Writing From the Outside
Bhaskar Ghose
GOOD HOPE ROAD: A NOVEL by Sarita Mandanna Aleph Book Company, New Delhi, 2015, 386 pp., 595.00
January 2016, volume 40, No 1

The author has to be admired not only for the formidable amount of painstaking research she has done for this book, grounded as it is on facts, but for her ability to marshal her research into a story that covers World War I and the entry of the United States into World War II, with the attack on Pearl Harbor. The story has been woven, obviously with care, around the First World War almost entirely and its aftermath in the US. The novel ends with the announcement of the attack on Pearl Harbor and the inevitability of the protagonist’s enlisting.

Something else in the book that a reader cannot miss is the author’s meticulous attention to her description of the settings in which the story plays out: from autumn in the hills in Connecticut, the bleakness of winter and the hesitant but eventually luxuriant advent of spring, to the battlefields in France sodden with mud, the stifling fetid trenches, the rain, the cold and the harsh unforgiving world of war, the dreadful wounds, the maiming and dismemberment of bodies and death everywhere.

And there is the mastery over the language that Mandanna has, which goes beyond mere fluency to a rare ability to mould the language to suit events and occasion; one has some caveats to add to this but not here. She uses typically US words and phrases with admirable ease and confidence. (At the risk of being accused of nit-picking, though, I must say I found her repeated use of the non-word ‘Alright’ irritating; doesn’t she know it’s ‘All right’ as two separate words, even if half of America either doesn’t know that or doesn’t care? It’s not American English—it’s plain bad English.)

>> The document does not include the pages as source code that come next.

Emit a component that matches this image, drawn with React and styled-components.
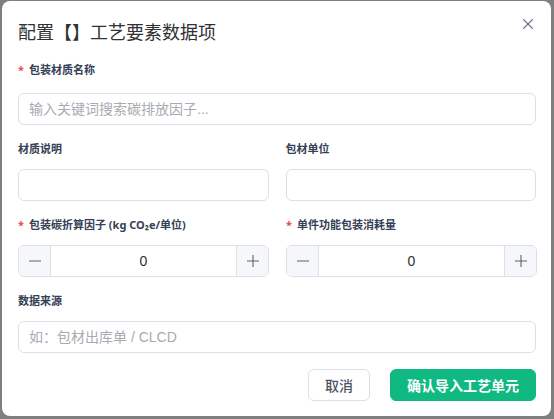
import { X } from "lucide-react";
import styled, { createGlobalStyle } from "styled-components";

const GlobalStyle = createGlobalStyle`
  html, body {
    margin: 0;
    height: 419px;
    overflow: hidden;
    background: #7f7f7f;
  }
  * {
    box-sizing: border-box;
  }
`;

const Backdrop = styled.div`
  padding: 1px 0 0 2px;
  font-family: "Noto Sans", "Noto Sans CJK SC", sans-serif;
`;

const Dialog = styled.div`
  width: 549px;
  height: 415px;
  background: #ffffff;
  border-radius: 8px;
  padding: 18px 15px 15px 16px;
`;

const Header = styled.div`
  display: flex;
  justify-content: space-between;
  align-items: flex-start;
`;

const Title = styled.h2`
  margin: 0;
  font-size: 18px;
  line-height: 24px;
  font-weight: 400;
  color: #303133;
  font-family: "Noto Sans CJK SC", sans-serif;
`;

const CloseButton = styled.button`
  width: 18px;
  height: 18px;
  margin: -4px -1px 0 0;
  padding: 0;
  border: none;
  background: transparent;
  color: #64748b;
  display: flex;
  align-items: center;
  justify-content: center;
`;

const Form = styled.div`
  margin-top: 19px;
`;

const Row = styled.div`
  display: grid;
  grid-template-columns: 1fr 1fr;
  column-gap: 17px;
`;

const Field = styled.div`
  margin-bottom: 16px;
`;

const Label = styled.div`
  height: 16px;
  line-height: 16px;
  font-size: 11px;
  font-weight: 700;
  color: #344054;
  margin-bottom: ${(p) => (p.$gap ? p.$gap : 12)}px;
  display: flex;
  align-items: center;
`;

const Required = styled.span`
  color: #ef4444;
  margin-right: 5px;
  font-size: 11px;
`;

const TextInput = styled.input`
  display: block;
  width: 100%;
  height: 32px;
  border: 1px solid #dcdfe6;
  border-radius: 6px;
  padding: 0 10px;
  font-size: 14px;
  font-family: "Liberation Sans", "Noto Sans CJK SC", sans-serif;
  color: #303133;
  outline: none;
  &::placeholder {
    color: #a8abb2;
  }
`;

const Stepper = styled.div`
  display: flex;
  height: 32px;
  border: 1px solid #dcdfe6;
  border-radius: 6px;
  overflow: hidden;
`;

const StepButton = styled.button`
  width: 32px;
  flex: none;
  border: none;
  padding: 0;
  background: #f5f7fa;
  color: #606266;
  display: flex;
  align-items: center;
  justify-content: center;
  border-${(p) => (p.$side === "left" ? "right" : "left")}: 1px solid #dcdfe6;
`;

const StepValue = styled.input`
  flex: 1;
  min-width: 0;
  border: none;
  outline: none;
  text-align: center;
  font-size: 14px;
  font-family: "Liberation Sans", sans-serif;
  color: #303133;
  background: #fff;
`;

const Footer = styled.div`
  display: flex;
  justify-content: flex-end;
  gap: 20px;
`;

const Button = styled.button`
  height: 32px;
  padding: 0 16px;
  border-radius: 6px;
  font-size: 14px;
  font-family: "Noto Sans CJK SC", sans-serif;
  font-weight: ${(p) => (p.$primary ? 700 : 500)};
  border: 1px solid ${(p) => (p.$primary ? "#10b981" : "#dcdfe6")};
  background: ${(p) => (p.$primary ? "#10b981" : "#ffffff")};
  color: ${(p) => (p.$primary ? "#ffffff" : "#4b5563")};
`;

function NumberField({ label }) {
  return (
    <Field>
      <Label>
        <Required>*</Required>
        {label}
      </Label>
      <Stepper>
        <StepButton $side="left">
          <svg width="12" height="12" viewBox="0 0 12 12">
            <path d="M0 6h12" stroke="currentColor" strokeWidth="1.1" />
          </svg>
        </StepButton>
        <StepValue defaultValue="0" />
        <StepButton $side="right">
          <svg width="12" height="12" viewBox="0 0 12 12">
            <path d="M0 6h12M6 0v12" stroke="currentColor" strokeWidth="1.1" />
          </svg>
        </StepButton>
      </Stepper>
    </Field>
  );
}

export default function App() {
  return (
    <Backdrop>
      <GlobalStyle />
      <Dialog>
        <Header>
          <Title>配置【】工艺要素数据项</Title>
          <CloseButton type="button">
            <X size={18} strokeWidth={1.5} />
          </CloseButton>
        </Header>
        <Form>
          <Field>
            <Label $gap={15}>
              <Required>*</Required>
              包装材质名称
            </Label>
            <TextInput placeholder="输入关键词搜索碳排放因子..." />
          </Field>
          <Row>
            <Field>
              <Label>材质说明</Label>
              <TextInput />
            </Field>
            <Field>
              <Label>包材单位</Label>
              <TextInput />
            </Field>
          </Row>
          <Row>
            <NumberField label="包装碳折算因子 (kg CO₂e/单位)" />
            <NumberField label="单件功能包装消耗量" />
          </Row>
          <Field>
            <Label>数据来源</Label>
            <TextInput placeholder="如：包材出库单 / CLCD" />
          </Field>
        </Form>
        <Footer>
          <Button type="button">取消</Button>
          <Button type="button" $primary>
            确认导入工艺单元
          </Button>
        </Footer>
      </Dialog>
    </Backdrop>
  );
}
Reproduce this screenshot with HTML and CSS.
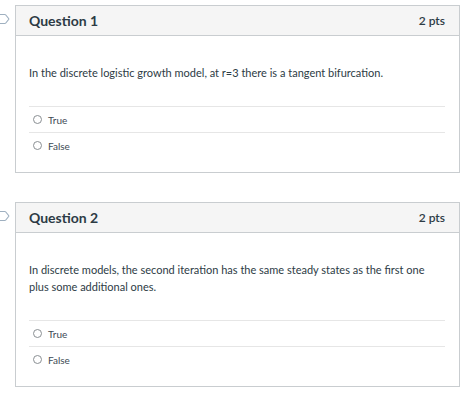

Having said all this one has to face the essential and incomprehensible basis of the novel—why has the author chosen to write about a white American family and one African-American from Louisiana. It will not do to counter this with the standard, and foolish, reply ‘Why not’; yes, why not, why not about a Chinese couple in Malaysia or an Ecuadorean family in Colombia, a family in Ghana…why not? The reason that this is a relevant question is because, to be able to write about a white American couple—and a black American man—one has to be able to enter their world, to see it from the inside, to feel the environment in which they’ve lived, grown up, and interact with one another. The world being described has to be ‘felt in the blood, and felt along the heart’; if it isn’t, then it can never sound authentic, can never be authentic. Only someone from that community, that milieu, can do it. And that, sadly, is where this very long novel doesn’t succeed.